• GIVEN TASK: Word for word, quote all of the material, omitting the pictures.

• PROVIDED MATERIAL:
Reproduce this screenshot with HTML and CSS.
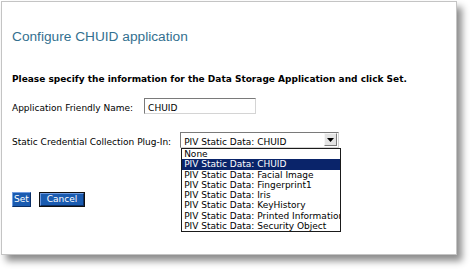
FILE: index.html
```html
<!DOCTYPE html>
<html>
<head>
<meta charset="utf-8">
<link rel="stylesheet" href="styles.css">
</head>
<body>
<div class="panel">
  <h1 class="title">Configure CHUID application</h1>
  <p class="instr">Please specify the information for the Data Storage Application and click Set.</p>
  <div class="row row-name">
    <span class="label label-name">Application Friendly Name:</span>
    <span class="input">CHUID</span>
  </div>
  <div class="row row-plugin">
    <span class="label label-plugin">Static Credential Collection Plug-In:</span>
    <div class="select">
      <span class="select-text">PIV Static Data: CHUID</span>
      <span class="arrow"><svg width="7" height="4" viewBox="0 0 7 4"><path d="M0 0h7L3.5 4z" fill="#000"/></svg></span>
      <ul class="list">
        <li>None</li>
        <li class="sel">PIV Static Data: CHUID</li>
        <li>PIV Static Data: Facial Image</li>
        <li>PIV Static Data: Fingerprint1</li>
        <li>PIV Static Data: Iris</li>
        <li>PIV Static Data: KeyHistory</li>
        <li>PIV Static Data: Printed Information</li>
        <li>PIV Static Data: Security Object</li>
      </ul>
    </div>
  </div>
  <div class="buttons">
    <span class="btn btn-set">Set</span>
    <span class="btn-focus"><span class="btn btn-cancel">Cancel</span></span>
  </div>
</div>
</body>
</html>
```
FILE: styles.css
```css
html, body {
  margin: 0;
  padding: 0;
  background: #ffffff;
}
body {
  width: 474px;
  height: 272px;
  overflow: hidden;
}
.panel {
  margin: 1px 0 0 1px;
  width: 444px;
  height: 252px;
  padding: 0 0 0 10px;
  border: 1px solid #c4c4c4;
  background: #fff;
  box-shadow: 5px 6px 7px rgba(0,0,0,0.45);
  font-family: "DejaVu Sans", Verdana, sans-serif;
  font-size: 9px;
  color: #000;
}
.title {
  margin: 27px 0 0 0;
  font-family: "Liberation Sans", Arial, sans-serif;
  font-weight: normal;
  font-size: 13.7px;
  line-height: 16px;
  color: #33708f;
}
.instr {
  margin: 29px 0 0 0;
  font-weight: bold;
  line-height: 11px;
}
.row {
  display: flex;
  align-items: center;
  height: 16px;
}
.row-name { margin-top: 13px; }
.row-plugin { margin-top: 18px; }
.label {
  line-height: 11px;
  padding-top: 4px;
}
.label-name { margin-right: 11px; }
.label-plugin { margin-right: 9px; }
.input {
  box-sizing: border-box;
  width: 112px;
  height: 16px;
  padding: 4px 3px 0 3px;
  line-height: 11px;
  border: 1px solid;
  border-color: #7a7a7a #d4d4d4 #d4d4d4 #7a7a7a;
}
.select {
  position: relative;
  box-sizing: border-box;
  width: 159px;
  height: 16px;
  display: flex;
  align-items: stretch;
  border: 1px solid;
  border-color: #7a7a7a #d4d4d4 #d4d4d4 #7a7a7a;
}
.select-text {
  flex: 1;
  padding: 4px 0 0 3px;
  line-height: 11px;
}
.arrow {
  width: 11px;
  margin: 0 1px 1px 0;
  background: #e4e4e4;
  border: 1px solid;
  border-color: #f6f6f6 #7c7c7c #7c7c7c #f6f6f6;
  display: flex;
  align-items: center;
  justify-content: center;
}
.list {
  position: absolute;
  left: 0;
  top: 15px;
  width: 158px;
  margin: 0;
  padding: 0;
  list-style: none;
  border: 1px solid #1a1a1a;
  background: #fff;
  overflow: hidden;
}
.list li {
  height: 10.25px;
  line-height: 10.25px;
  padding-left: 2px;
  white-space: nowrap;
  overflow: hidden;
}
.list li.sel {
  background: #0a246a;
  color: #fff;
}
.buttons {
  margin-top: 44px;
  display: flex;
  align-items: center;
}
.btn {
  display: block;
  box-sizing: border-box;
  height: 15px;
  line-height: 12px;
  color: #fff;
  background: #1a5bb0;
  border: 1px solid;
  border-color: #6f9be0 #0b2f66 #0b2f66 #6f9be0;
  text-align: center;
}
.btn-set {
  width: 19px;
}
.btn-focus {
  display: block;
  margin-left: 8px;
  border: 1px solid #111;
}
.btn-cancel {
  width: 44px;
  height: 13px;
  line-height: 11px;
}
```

• RESULT FOR THIS TASK:
Reproduce this screenshot with HTML and CSS.
FILE: index.html
```html
<!DOCTYPE html>
<html>
<head>
<meta charset="utf-8">
<link rel="stylesheet" href="styles.css">
</head>
<body>
<div class="panel">
  <h1 class="title">Configure CHUID application</h1>
  <p class="instr">Please specify the information for the Data Storage Application and click Set.</p>
  <div class="row row-name">
    <span class="label label-name">Application Friendly Name:</span>
    <span class="input">CHUID</span>
  </div>
  <div class="row row-plugin">
    <span class="label label-plugin">Static Credential Collection Plug-In:</span>
    <div class="select">
      <span class="select-text">PIV Static Data: CHUID</span>
      <span class="arrow"><svg width="7" height="4" viewBox="0 0 7 4"><path d="M0 0h7L3.5 4z" fill="#000"/></svg></span>
      <ul class="list">
        <li>None</li>
        <li class="sel">PIV Static Data: CHUID</li>
        <li>PIV Static Data: Facial Image</li>
        <li>PIV Static Data: Fingerprint1</li>
        <li>PIV Static Data: Iris</li>
        <li>PIV Static Data: KeyHistory</li>
        <li>PIV Static Data: Printed Information</li>
        <li>PIV Static Data: Security Object</li>
      </ul>
    </div>
  </div>
  <div class="buttons">
    <span class="btn btn-set">Set</span>
    <span class="btn-focus"><span class="btn btn-cancel">Cancel</span></span>
  </div>
</div>
</body>
</html>
```
FILE: styles.css
```css
html, body {
  margin: 0;
  padding: 0;
  background: #ffffff;
}
body {
  width: 474px;
  height: 272px;
  overflow: hidden;
}
.panel {
  margin: 1px 0 0 1px;
  width: 444px;
  height: 252px;
  padding: 0 0 0 10px;
  border: 1px solid #c4c4c4;
  background: #fff;
  box-shadow: 5px 6px 7px rgba(0,0,0,0.45);
  font-family: "DejaVu Sans", Verdana, sans-serif;
  font-size: 9px;
  color: #000;
}
.title {
  margin: 27px 0 0 0;
  font-family: "Liberation Sans", Arial, sans-serif;
  font-weight: normal;
  font-size: 13.7px;
  line-height: 16px;
  color: #33708f;
}
.instr {
  margin: 29px 0 0 0;
  font-weight: bold;
  line-height: 11px;
}
.row {
  display: flex;
  align-items: center;
  height: 16px;
}
.row-name { margin-top: 13px; }
.row-plugin { margin-top: 18px; }
.label {
  line-height: 11px;
  padding-top: 4px;
}
.label-name { margin-right: 11px; }
.label-plugin { margin-right: 9px; }
.input {
  box-sizing: border-box;
  width: 112px;
  height: 16px;
  padding: 4px 3px 0 3px;
  line-height: 11px;
  border: 1px solid;
  border-color: #7a7a7a #d4d4d4 #d4d4d4 #7a7a7a;
}
.select {
  position: relative;
  box-sizing: border-box;
  width: 159px;
  height: 16px;
  display: flex;
  align-items: stretch;
  border: 1px solid;
  border-color: #7a7a7a #d4d4d4 #d4d4d4 #7a7a7a;
}
.select-text {
  flex: 1;
  padding: 4px 0 0 3px;
  line-height: 11px;
}
.arrow {
  width: 11px;
  margin: 0 1px 1px 0;
  background: #e4e4e4;
  border: 1px solid;
  border-color: #f6f6f6 #7c7c7c #7c7c7c #f6f6f6;
  display: flex;
  align-items: center;
  justify-content: center;
}
.list {
  position: absolute;
  left: 0;
  top: 15px;
  width: 158px;
  margin: 0;
  padding: 0;
  list-style: none;
  border: 1px solid #1a1a1a;
  background: #fff;
  overflow: hidden;
}
.list li {
  height: 10.25px;
  line-height: 10.25px;
  padding-left: 2px;
  white-space: nowrap;
  overflow: hidden;
}
.list li.sel {
  background: #0a246a;
  color: #fff;
}
.buttons {
  margin-top: 44px;
  display: flex;
  align-items: center;
}
.btn {
  display: block;
  box-sizing: border-box;
  height: 15px;
  line-height: 12px;
  color: #fff;
  background: #1a5bb0;
  border: 1px solid;
  border-color: #6f9be0 #0b2f66 #0b2f66 #6f9be0;
  text-align: center;
}
.btn-set {
  width: 19px;
}
.btn-focus {
  display: block;
  margin-left: 8px;
  border: 1px solid #111;
}
.btn-cancel {
  width: 44px;
  height: 13px;
  line-height: 11px;
}
```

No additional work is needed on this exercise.